Comentario
El 18 de julio de 1873, Nicolás Salmerón fue nombrado presidente por 119 votos. Con él la República inició un viraje de carácter conservador, que llegó a poner en cuestión incluso el principio federal, de hecho enterrado en la sublevación cantonal. La prioridad del Gobierno residió en intentar resolver la guerra carlista y el cantonalismo, dentro de un contexto más amplio de restablecimiento del orden público. El 6 de septiembre dimitió Salmerón, siendo elegido Emilio Castelar presidente por 133 votos, frente a los 67 que apoyaron la vuelta de Pi y Margall. Castelar concretó el giro conservador: las libertades no podían descuidar el orden, y ahora se imponía la conservación de este último.
Así las cosas, Castelar decidió gobernar por decreto, y no tardó en actuar. Disolvió a los voluntarios de la República y suspendió las garantías constitucionales.
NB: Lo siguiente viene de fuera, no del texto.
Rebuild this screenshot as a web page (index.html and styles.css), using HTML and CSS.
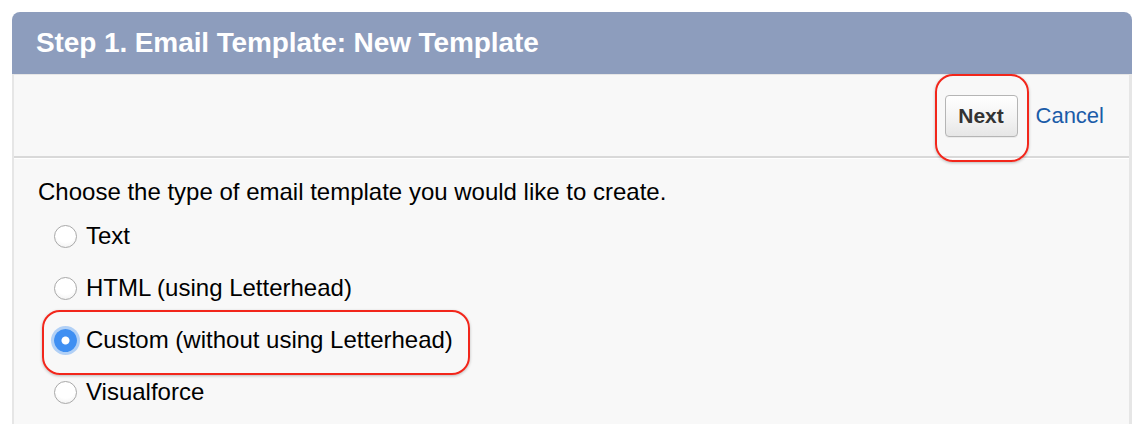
FILE: index.html
```html
<!DOCTYPE html>
<html>
<head>
<meta charset="utf-8">
<link rel="stylesheet" href="styles.css">
</head>
<body>
<div class="panel">
  <div class="panel-header"><h2 class="title">Step 1. Email Template: New Template</h2></div>
  <div class="panel-body">
    <div class="toolbar">
      <div class="actions">
        <button class="btn" type="button">Next</button>
        <a class="link" href="#">Cancel</a>
        <span class="mark mark-next"></span>
      </div>
    </div>
    <div class="content">
      <p class="prompt">Choose the type of email template you would like to create.</p>
      <ul class="options">
        <li class="option"><span class="radio"></span><span class="label">Text</span></li>
        <li class="option"><span class="radio"></span><span class="label">HTML (using Letterhead)</span></li>
        <li class="option selected"><span class="radio checked"></span><span class="label">Custom (without using Letterhead)</span><span class="mark mark-custom"></span></li>
        <li class="option"><span class="radio"></span><span class="label">Visualforce</span></li>
      </ul>
    </div>
  </div>
</div>
</body>
</html>
```

FILE: styles.css
```css
html, body {
  margin: 0;
  padding: 0;
  background: #ffffff;
  font-family: "Liberation Sans", Arial, Helvetica, sans-serif;
  color: #000;
}
.panel {
  margin: 12px 12px 0 12px;
  width: 1120px;
  height: 412px;
  display: flex;
  flex-direction: column;
}
.panel-header {
  background: #8d9dbd;
  border-radius: 8px 8px 0 0;
  height: 62px;
  display: flex;
  align-items: center;
  padding-left: 24px;
}
.title {
  margin: 0;
  color: #ffffff;
  font-size: 28px;
  font-weight: bold;
  letter-spacing: -0.1px;
}
.panel-body {
  flex: 1;
  background: #f8f8f8;
  border-left: 2px solid #e6e6e6;
  border-right: 3px solid #e6e6e6;
  border-top: 1px solid #e6e6e6;
}
.toolbar {
  height: 81px;
  border-bottom: 2px solid #d9d9d9;
  display: flex;
  justify-content: flex-end;
  align-items: center;
  padding-right: 25px;
}
.actions {
  position: relative;
  display: flex;
  align-items: center;
  gap: 18px;
}
.btn {
  font-family: inherit;
  font-size: 21px;
  font-weight: bold;
  color: #333;
  height: 42px;
  width: 73px;
  border: 1px solid #b5b5b5;
  border-radius: 4px;
  background: linear-gradient(#ffffff, #f2f2f2 60%, #e6e6e6);
  box-shadow: 0 1px 0 rgba(0,0,0,0.05);
  padding: 0;
  margin-top: 1px;
}
.link {
  color: #1b5ca8;
  text-decoration: none;
  font-size: 22px;
  margin-top: 1px;
}
.content {
  padding: 19px 0 0 24px;
  border-top: 1px solid #ffffff;
}
.prompt {
  margin: 0;
  font-size: 24px;
  line-height: 28px;
}
.options {
  list-style: none;
  margin: 4px 0 0 0;
  padding: 0 0 0 16px;
}
.option {
  position: relative;
  display: flex;
  align-items: center;
  height: 52px;
  font-size: 24px;
}
.radio {
  box-sizing: border-box;
  width: 23px;
  height: 23px;
  border-radius: 50%;
  border: 1px solid #a9a9a9;
  background: radial-gradient(circle at 50% 30%, #ffffff 55%, #ececec 100%);
  margin-right: 9px;
  flex: none;
}
.radio.checked {
  border: none;
  background: radial-gradient(circle, #ffffff 0 3.5px, #3f8ff2 4.5px);
  box-shadow: 0 0 0 3px rgba(90, 160, 245, 0.45);
}
.mark {
  position: absolute;
  border: 2px solid #f2261b;
  border-radius: 18px;
  box-shadow: 0 1px 3px rgba(0,0,0,0.25);
  pointer-events: none;
}
.mark-next {
  left: -10px;
  top: -20px;
  width: 90px;
  height: 84px;
}
.mark-custom {
  left: -12px;
  top: -4px;
  width: 424px;
  height: 61px;
}
```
El autoritarismo emanaba de un Gobierno que recortó en gran medida las libertades constitucionales y se apoyó en un sector del ejército de ideología contraria a la suya. Un ejército que continuó adquiriendo una influencia decisiva, no tanto por su cómoda victoria sobre el movimiento cantonal como por su actuación en la guerra carlista. Convertido en una auténtica guerra civil, el conflicto carlista había avanzado de forma importante no sólo en el País Vasco, Navarra y el interior de Cataluña, sino por buena parte del territorio español, aunque no siempre con la misma fuerza. En Andalucía, Castilla, Galicia y otras zonas se localizaron sólo partidas menores, mientras el grueso del carlismo se concentraba en sus feudos tradicionales.
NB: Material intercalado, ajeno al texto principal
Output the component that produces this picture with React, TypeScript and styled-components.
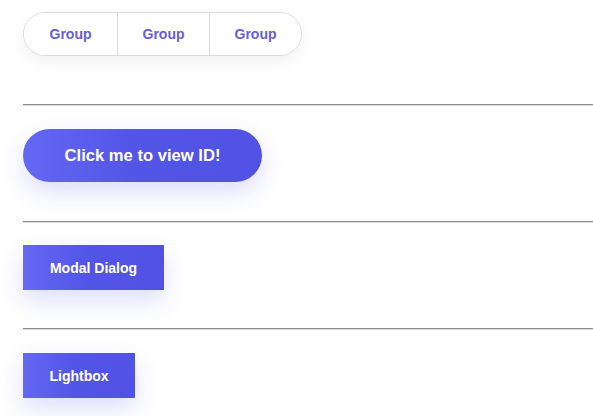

Fue allí donde, con el apoyo de varias potencias europeas, que preferían un régimen conservador en España, el carlismo había comenzado a sentar las bases de un Estado propiamente considerado, con sus mecanismos administrativos. Los ayuntamientos y diputaciones, base del Estado carlista y principales financiadores de las cargas militares, se reorganizaron bajo principios forales. Intentaron regularizar la vida económica e impulsaron la instrucción pública, favoreciendo la lengua autóctona y restableciendo viejas instituciones culturales. El carlismo contaba, además, con una base sociológica amplia, cuya composición rebasaba el tradicional espacio rural para extenderse a núcleos urbanos, a pesar de su fracaso ante el sitio de Bilbao.
La guerra de Cuba impulsó de igual modo este protagonismo del ejército, aunque el problema allí era muy diferente. De hecho, la República nunca llegó a controlar la situación. Las autoridades de la Isla actuaban con un gran margen de independencia respecto al poder central, que ni el proyecto de estructuración federal del Estado logró amortiguar.
La guerra cubana adquirió una dimensión internacional. Estados Unidos, buscando una mayor presencia, dejaba hacer a los independentistas. En este contexto estalló un delicado asunto diplomático. El barco Virginius transportaba armas y pertrechos para los independentistas cuando fue interceptado por buques españoles, siendo fusilados sus tripulantes. La tensión entre los dos países contribuyó a enturbiar más la situación del Gobierno Castelar en los meses de noviembre y diciembre. A la altura de este último mes, un sector de los diputados a Cortes estaban dispuestos a plantear la cuestión de la confianza al Gobierno, con ocasión de la reapertura de sesiones el 2 de enero de 1874. El 31 de diciembre Figueras, Pi y Salmerón habían decidido la caída de Castelar. Ello desembocaría en un viraje, esta vez hacia la izquierda, posiblemente hacia los postulados del federalismo intransigente. Al menos ésta era la visión de otro sector de los diputados, así como de un ejército dispuesto a intervenir para evitarlo, contando con el concurso de buena parte de los viejos políticos procedentes de la septembrina.